Dwa wzory:
P = (8 m^2 * L) / ( pi * d) * (t / D^5)
N = P * m / n
P - strata ciśnień w rurociągu
m - przepływ masowy
L - długośc rurociągu
pi - liczba pi
d - gęstośc roztworu przesyłanego przez rure
t - współczynnik oporów = 0.02 co i tak jest liczba nie proporcjonalna do realnych oporów jakie mogły by zaistniec w takim rurociągu.
d - promień rury.
N - zużycie mocy
Dla rury o D =2 i "m" przepływie 100 kg/s oraz długości rurociągu (100 km) moc potrzebna do przesyłania była by równa mocy wytwórczej największej elktrowni w Europie (Bełchatowie) , jakieś 4400 MW.

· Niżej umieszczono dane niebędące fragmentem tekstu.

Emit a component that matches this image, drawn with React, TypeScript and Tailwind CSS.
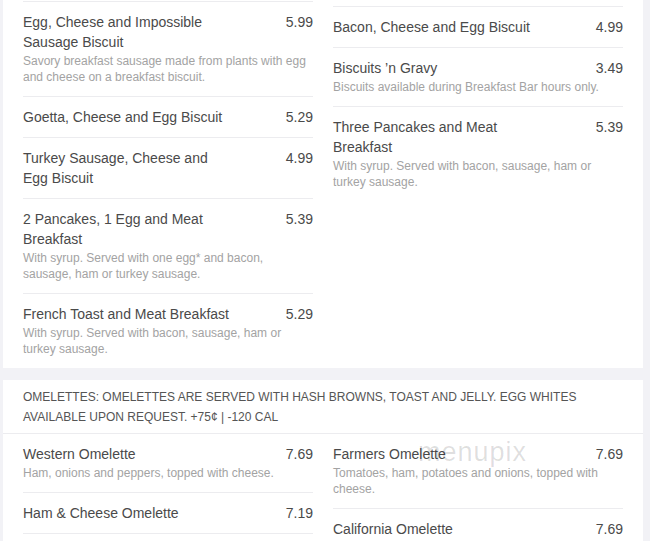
import React from "react";

type Item = { name: string; price: string; desc?: string };

const left1: Item[] = [
  {
    name: "Egg, Cheese and Impossible Sausage Biscuit",
    price: "5.99",
    desc: "Savory breakfast sausage made from plants with egg and cheese on a breakfast biscuit.",
  },
  { name: "Goetta, Cheese and Egg Biscuit", price: "5.29" },
  { name: "Turkey Sausage, Cheese and Egg Biscuit", price: "4.99" },
  {
    name: "2 Pancakes, 1 Egg and Meat Breakfast",
    price: "5.39",
    desc: "With syrup. Served with one egg* and bacon, sausage, ham or turkey sausage.",
  },
  {
    name: "French Toast and Meat Breakfast",
    price: "5.29",
    desc: "With syrup. Served with bacon, sausage, ham or turkey sausage.",
  },
];

const right1: Item[] = [
  { name: "Bacon, Cheese and Egg Biscuit", price: "4.99" },
  {
    name: "Biscuits \u2019n Gravy",
    price: "3.49",
    desc: "Biscuits available during Breakfast Bar hours only.",
  },
  {
    name: "Three Pancakes and Meat Breakfast",
    price: "5.39",
    desc: "With syrup. Served with bacon, sausage, ham or turkey sausage.",
  },
];

const left2: Item[] = [
  {
    name: "Western Omelette",
    price: "7.69",
    desc: "Ham, onions and peppers, topped with cheese.",
  },
  { name: "Ham & Cheese Omelette", price: "7.19" },
];

const right2: Item[] = [
  {
    name: "Farmers Omelette",
    price: "7.69",
    desc: "Tomatoes, ham, potatoes and onions, topped with cheese.",
  },
  { name: "California Omelette", price: "7.69" },
];

function Row({ item, last }: { item: Item; last?: boolean }) {
  return (
    <div
      className={
        "pt-[10px] pb-[10px] " + (last ? "" : "border-b border-[#ececef]")
      }
    >
      <div className="flex justify-between text-[14px] leading-[20px] text-[#4a4a4a]">
        <div className="w-[210px]">{item.name}</div>
        <div>{item.price}</div>
      </div>
      {item.desc && (
        <div className="my-[1px] text-[12px] leading-[16px] text-[#a3a3a3]">
          {item.desc}
        </div>
      )}
    </div>
  );
}

export default function App() {
  return (
    <div
      className="w-[650px] h-[541px] overflow-hidden bg-[#f2f2f6] pl-[3px] pr-[7px]"
      style={{ fontFamily: '"Liberation Sans", Arial, sans-serif' }}
    >
      <div className="bg-white px-[20px] grid grid-cols-2 gap-x-[20px]">
        <div>
          <div className="h-[2px] border-b border-[#ececef]" />
          {left1.map((it, i) => (
            <Row key={i} item={it} last={i === left1.length - 1} />
          ))}
        </div>
        <div>
          <div className="h-[7px] border-b border-[#ececef]" />
          {right1.map((it, i) => (
            <Row key={i} item={it} last={i === right1.length - 1} />
          ))}
        </div>
      </div>
      <div className="mt-[12px] bg-white relative h-[200px]">
        <div className="px-[20px] pt-[7px] pb-[6px] border-b border-[#ececef] text-[12px] leading-[20px] text-[#555] uppercase">
          Omelettes: Omelettes are served with hash browns, toast and jelly. Egg
          whites available upon request. +75¢ | -120 CAL
        </div>
        <div className="px-[20px] grid grid-cols-2 gap-x-[20px]">
          <div>
            {left2.map((it, i) => (
              <Row key={i} item={it} />
            ))}
          </div>
          <div>
            {right2.map((it, i) => (
              <Row key={i} item={it} />
            ))}
          </div>
        </div>
        <div className="absolute left-[415px] top-[57px] text-[27px] leading-[30px] tracking-[1px] font-light text-black/[0.13] pointer-events-none">
          menupix
        </div>
      </div>
    </div>
  );
}
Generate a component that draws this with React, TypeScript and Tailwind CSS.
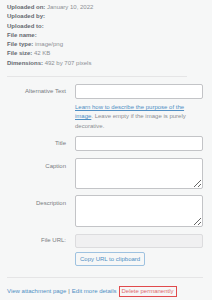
const details: [string, string][] = [
  ['Uploaded on:', 'January 10, 2022'],
  ['Uploaded by:', ''],
  ['Uploaded to:', ''],
  ['File name:', ''],
  ['File type:', 'image/png'],
  ['File size:', '42 KB'],
  ['Dimensions:', '492 by 707 pixels'],
];

function Row({ label, children, top = false }: { label: string; children: React.ReactNode; top?: boolean }) {
  return (
    <div className={`flex ${top ? 'items-start' : 'items-center'}`}>
      <label className={`w-[68px] shrink-0 pr-[9px] text-right text-[#787c82] ${top ? 'pt-[4px]' : ''}`}>{label}</label>
      <div className="w-[128px]">{children}</div>
    </div>
  );
}

export default function App() {
  return (
    <div
      className="h-[300px] w-[212px] overflow-hidden bg-[#f6f7f7] pl-[7px] pr-[9px] pt-[3px] text-[6px] leading-[9.3px] text-[#50575e]"
      style={{ fontFamily: '"Liberation Sans", Arial, sans-serif' }}
    >
      <div>
        {details.map(([k, v]) => (
          <div key={k}>
            <strong className="font-semibold text-[#646970]">{k}</strong>
            {v ? <span className="text-[#8c8f94]"> {v}</span> : null}
          </div>
        ))}
      </div>

      <div className="mt-[8px] mr-[16px] border-t border-[#e5e5e6]" />

      <div className="mt-[7px] flex flex-col">
        <Row label="Alternative Text">
          <input className="block h-[15px] w-full rounded-[2px] border border-[#c3c4c7] bg-white" />
        </Row>
        <div className="ml-[68px] mt-[4px] w-[122px] text-[#8c8f94]">
          <a className="text-[#4f8fc4] underline">Learn how to describe the purpose of the image</a>. Leave empty if the image is purely decorative.
        </div>
        <div className="mt-[5px]">
          <Row label="Title">
            <input className="block h-[15px] w-full rounded-[2px] border border-[#c3c4c7] bg-white" />
          </Row>
        </div>
        <div className="mt-[7px]">
          <Row label="Caption" top>
            <textarea className="block h-[31px] w-full rounded-[2px] border border-[#c3c4c7] bg-white" />
          </Row>
        </div>
        <div className="mt-[6px]">
          <Row label="Description" top>
            <textarea className="block h-[32px] w-full rounded-[2px] border border-[#c3c4c7] bg-white" />
          </Row>
        </div>
        <div className="mt-[7px]">
          <Row label="File URL:">
            <input readOnly className="block h-[14px] w-full rounded-[2px] border border-[#dcdcde] bg-[#f0f0f1]" />
          </Row>
        </div>
        <div className="ml-[68px] mt-[4px]">
          <button className="h-[14px] rounded-[2px] border border-[#9ec2e0] bg-[#f6f7f7] px-[4px] text-[6px] leading-[12px] text-[#4f8fc4]">
            Copy URL to clipboard
          </button>
        </div>
      </div>

      <div className="mt-[11px] border-t border-[#e5e5e6]" />

      <div className="mt-[8px] flex items-center whitespace-nowrap">
        <a className="text-[#4f8fc4]">View attachment page</a>
        <span className="px-[2px] text-[#646970]">|</span>
        <a className="text-[#4f8fc4]">Edit more details</a>
        <a className="ml-[2px] border border-[#e04a4c] px-[2px] leading-[9px] text-[#e06a6c]">Delete permanently</a>
      </div>
    </div>
  );
}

W rok przepompowałbyś około 3.200 km^3 wody co stanowi 8.8 * 10^-7 procenta atlantyku. Czyli nic.
I wogóle o czym tu jeszcze gadać
Totalnie nie opłacalne przedsięwzięcie.
A lód i tak i tak będzie się dalej topił, a im będzie go więcej tym więcej będzie się go topiło więc twój pomysł jest kosmicznie absurdalny.